Let's add a Direct Security policy for your cluster group

  • Select the cluster group with your username in it
  • Click on Create Security Policy Button

89. Create a Strict Security Policy

  • Select Strict from the dropdown for security template 
  • Give the Policy a name, e.g: strict 
  • Click the button Create Policy

This will create a strict security policy that will disable any container from running that requires privileged mode.

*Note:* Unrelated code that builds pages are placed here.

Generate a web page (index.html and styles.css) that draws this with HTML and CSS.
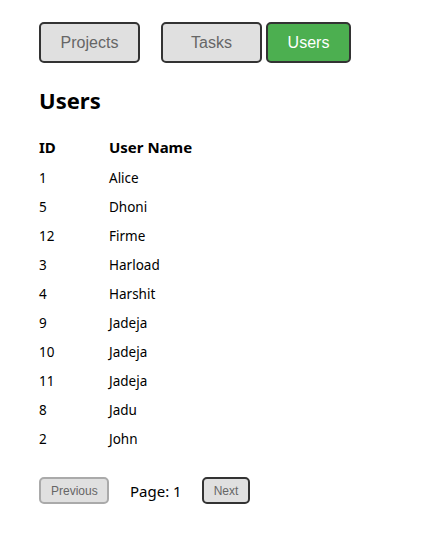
FILE: index.html
```html
<!DOCTYPE html>
<html lang="en">
<head>
    <meta charset="UTF-8">
    <meta name="viewport" content="width=device-width, initial-scale=1.0">
    <title>Users</title>
    <link rel="stylesheet" href="styles.css">
</head>
<body>
    <div class="nav">
        <button class="tab">Projects</button>
        <button class="tab">Tasks</button>
        <button class="tab active">Users</button>
    </div>

    <h2>Users</h2>
    <table class="users">
        <thead>
            <tr><th class="col-id">ID</th><th>User Name</th></tr>
        </thead>
        <tbody>
            <tr><td>1</td><td>Alice</td></tr>
            <tr><td>5</td><td>Dhoni</td></tr>
            <tr><td>12</td><td>Firme</td></tr>
            <tr><td>3</td><td>Harload</td></tr>
            <tr><td>4</td><td>Harshit</td></tr>
            <tr><td>9</td><td>Jadeja</td></tr>
            <tr><td>10</td><td>Jadeja</td></tr>
            <tr><td>11</td><td>Jadeja</td></tr>
            <tr><td>8</td><td>Jadu</td></tr>
            <tr><td>2</td><td>John</td></tr>
        </tbody>
    </table>

    <div class="pagination">
        <button class="page-btn" disabled>Previous</button>
        <span class="page-label">Page: 1</span>
        <button class="page-btn">Next</button>
    </div>
</body>
</html>
```

FILE: styles.css
```css
body {
    font-family: "Noto Sans", "Open Sans", sans-serif;
    color: #000;
    background-color: #fff;
    margin: 0;
    padding: 22px 39px;
}
.nav {
    display: flex;
    align-items: center;
}
.tab {
    font-family: "Liberation Sans", Arial, sans-serif;
    font-size: 16px;
    height: 41px;
    width: 101px;
    margin-right: 21px;
    padding: 0;
    background-color: #e0e0e0;
    color: #666;
    border: 2px solid #333;
    border-radius: 5px;
    cursor: pointer;
}
.tab:nth-child(2) {
    margin-right: 4px;
}
.tab.active {
    width: 85px;
    background-color: #4caf50;
    color: #fff;
}
h2 {
    font-size: 22px;
    font-weight: bold;
    margin: 22px 0 22px;
}
.users {
    border-collapse: collapse;
    font-size: 13.5px;
}
.users th {
    text-align: left;
    font-weight: bold;
    font-size: 15px;
    padding: 0 0 6px;
}
.users td {
    padding: 5px 0;
    height: 19px;
}
.col-id {
    width: 70px;
}
.pagination {
    display: flex;
    align-items: center;
    margin-top: 24px;
}
.page-btn {
    font-family: "Liberation Sans", Arial, sans-serif;
    font-size: 12px;
    height: 27px;
    padding: 0 10px;
    background-color: #e0e0e0;
    color: #666;
    border: 2px solid #333;
    border-radius: 5px;
    cursor: pointer;
}
.page-btn:disabled {
    width: 70px;
    border-color: #aaa;
    color: #666;
    cursor: default;
}
.page-label {
    font-size: 15px;
    margin: 0 20px 0 21px;
}
```
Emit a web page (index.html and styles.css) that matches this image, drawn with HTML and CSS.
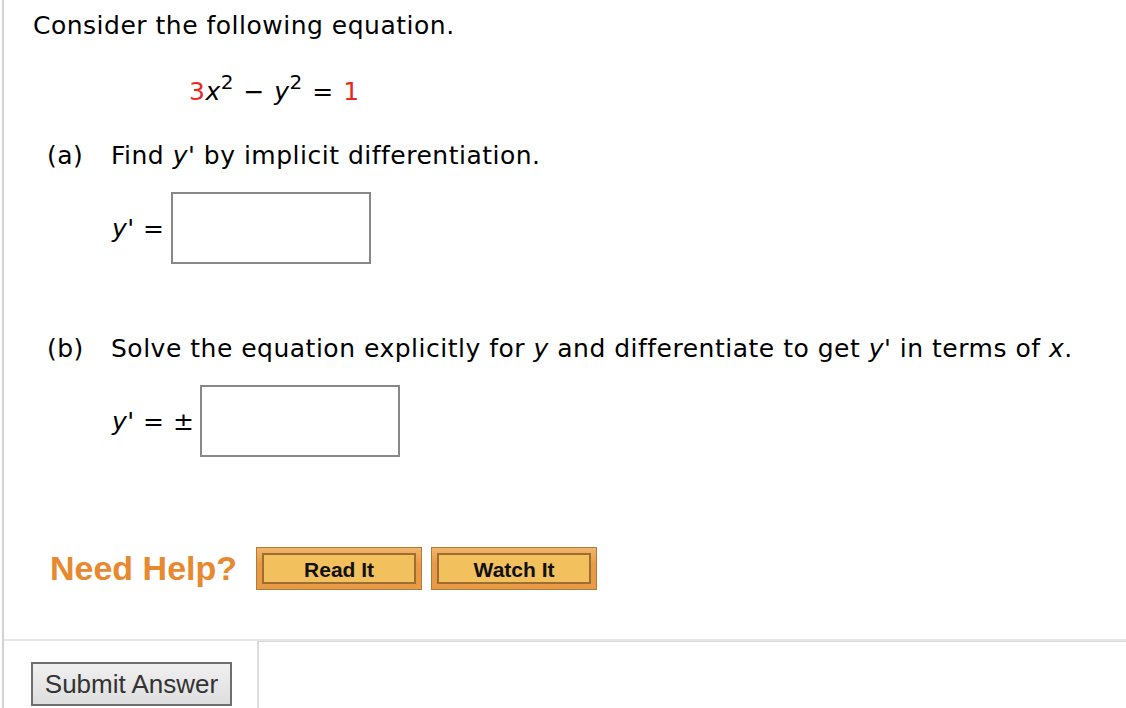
FILE: index.html
```html
<!DOCTYPE html>
<html>
<head>
<meta charset="utf-8">
<link rel="stylesheet" href="styles.css">
</head>
<body>
<div class="page">
  <div class="content">
    <p class="intro">Consider the following equation.</p>
    <p class="equation"><span class="red">3</span><i>x</i><sup>2</sup> &minus; <i>y</i><sup>2</sup> = <span class="red">1</span></p>

    <div class="part part-a">
      <span class="label">(a)</span><span class="question">Find <i>y'</i> by implicit differentiation.</span>
    </div>
    <div class="answer answer-a">
      <span class="lhs"><i>y'</i> =</span>
      <span class="box"></span>
    </div>

    <div class="part part-b">
      <span class="label">(b)</span><span class="question">Solve the equation explicitly for <i>y</i> and differentiate to get <i>y'</i> in terms of <i>x</i>.</span>
    </div>
    <div class="answer answer-b">
      <span class="lhs"><i>y'</i> = &plusmn;</span>
      <span class="box"></span>
    </div>

    <div class="help">
      <span class="need">Need Help?</span>
      <span class="hbtn"><span class="hbtn-inner">Read It</span></span>
      <span class="hbtn"><span class="hbtn-inner">Watch It</span></span>
    </div>
  </div>
  <div class="footer">
    <div class="submit-cell"><button class="submit">Submit Answer</button></div>
    <div class="rest-cell"></div>
  </div>
</div>
</body>
</html>
```
FILE: styles.css
```css
html, body {
  margin: 0;
  padding: 0;
  background: #fff;
}
body {
  font-family: "DejaVu Sans", Verdana, sans-serif;
  font-size: 25px;
  letter-spacing: 0.5px;
  color: #000;
  overflow: hidden;
}
.page {
  margin-left: 2px;
  border-left: 2px solid #d2d2d2;
  min-height: 708px;
  box-sizing: border-box;
}
.content {
  padding: 10px 0 0 29px;
  height: 639px;
  box-sizing: border-box;
}
p { margin: 0; }
.intro {
  line-height: 32px;
}
.equation {
  line-height: 32px;
  margin-top: 34px;
  margin-left: 156px;
  word-spacing: 1px;
}
.equation sup {
  font-size: 20px;
  line-height: 0;
  vertical-align: 11px;
}
.red { color: #e8281e; }
.part {
  display: flex;
  line-height: 32px;
}
.part-a { margin-top: 32px; }
.part-b { margin-top: 69px; }
.label {
  width: 64px;
  margin-left: 14px;
  flex: none;
}
.answer {
  display: flex;
  align-items: center;
  margin-top: 20px;
  margin-left: 79px;
  height: 72px;
}
.lhs {
  margin-right: 6px;
}
.box {
  width: 196px;
  height: 68px;
  border: 2px solid #888;
}
.help {
  display: flex;
  align-items: center;
  margin-top: 90px;
  margin-left: 17px;
}
.need {
  font-family: "Liberation Sans", Arial, sans-serif;
  font-weight: bold;
  font-size: 34px;
  letter-spacing: 0;
  color: #e8892f;
  margin-right: 19px;
}
.hbtn {
  display: flex;
  width: 166px;
  height: 43px;
  box-sizing: border-box;
  border: 1px solid #b07b38;
  background: linear-gradient(#f0b56a, #e99a45 40%, #e99a45);
  padding: 5px;
  margin-right: 9px;
}
.hbtn-inner {
  flex: 1;
  display: flex;
  align-items: center;
  justify-content: center;
  border: 2px solid #9c6e33;
  background: #f3c05e;
  font-family: "Liberation Sans", Arial, sans-serif;
  font-weight: bold;
  font-size: 21px;
  letter-spacing: 0;
  color: #111;
  padding-top: 2px;
}
.footer {
  display: flex;
  border-top: 2px solid #e6e6e6;
  height: 69px;
  box-sizing: border-box;
}
.submit-cell {
  width: 253px;
  flex: none;
  padding: 21px 0 0 27px;
  box-sizing: border-box;
}
.rest-cell {
  flex: 1;
  border-left: 2px solid #dcdcdc;
  border-top: 1px solid #d8d8d8;
}
.submit {
  width: 201px;
  height: 44px;
  border: 2px solid #6e6e6e;
  background: linear-gradient(#f0f0f0, #dedede);
  font-family: "Liberation Sans", Arial, sans-serif;
  font-size: 26px;
  letter-spacing: 0;
  color: #333;
  padding: 0;
}
```
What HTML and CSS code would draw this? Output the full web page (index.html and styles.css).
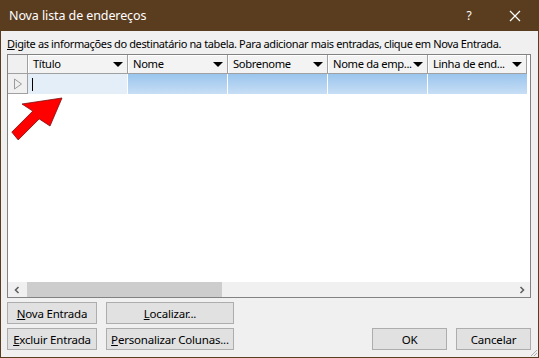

90. Tanzu Mission Control's Quota based policy

Application development teams love Kubernetes cause they can request infrastructure resources like compute, network and storage for running their apps without having to deal with Operations team or raise a ticket to provision things. On the flip side, this means the teams managing the platform need to be aware of the capacity they have and implement any quota/restrictions on consumption. Tanzu Mission Control's Quota based policy allows you to do just that from an operations perspective.

91. Quota Tab

Go to the tab with Tanzu Mission Control, click on Policies then Assignments

Click on the tab Quota, select Clusters then click on Cluster Group with your username in it

92. Create Quota Policy

Notice there is no Direct Quota Policy appliedClick on the button Create Quota Policy

93. Name the Quota Policy

  • Select policy type 'Small' from the Quota Policy dropdown
  • Give it a name called tanzu-quota
  • Notice it has been assigned a quota to limit of 1 vCPU and 2 GB of memory per workload.
  • Click the 'Create Policy' button

94. Exit out of the Wizard

You can opt to create a custom policy if you don't want to use any of the pre-defined ones or you wish to implement more detailed policies on objects such as: CPU, memory, storage, or even limits on most Kubernetes objects within a namespace.

Once complete, exit out of the wizard.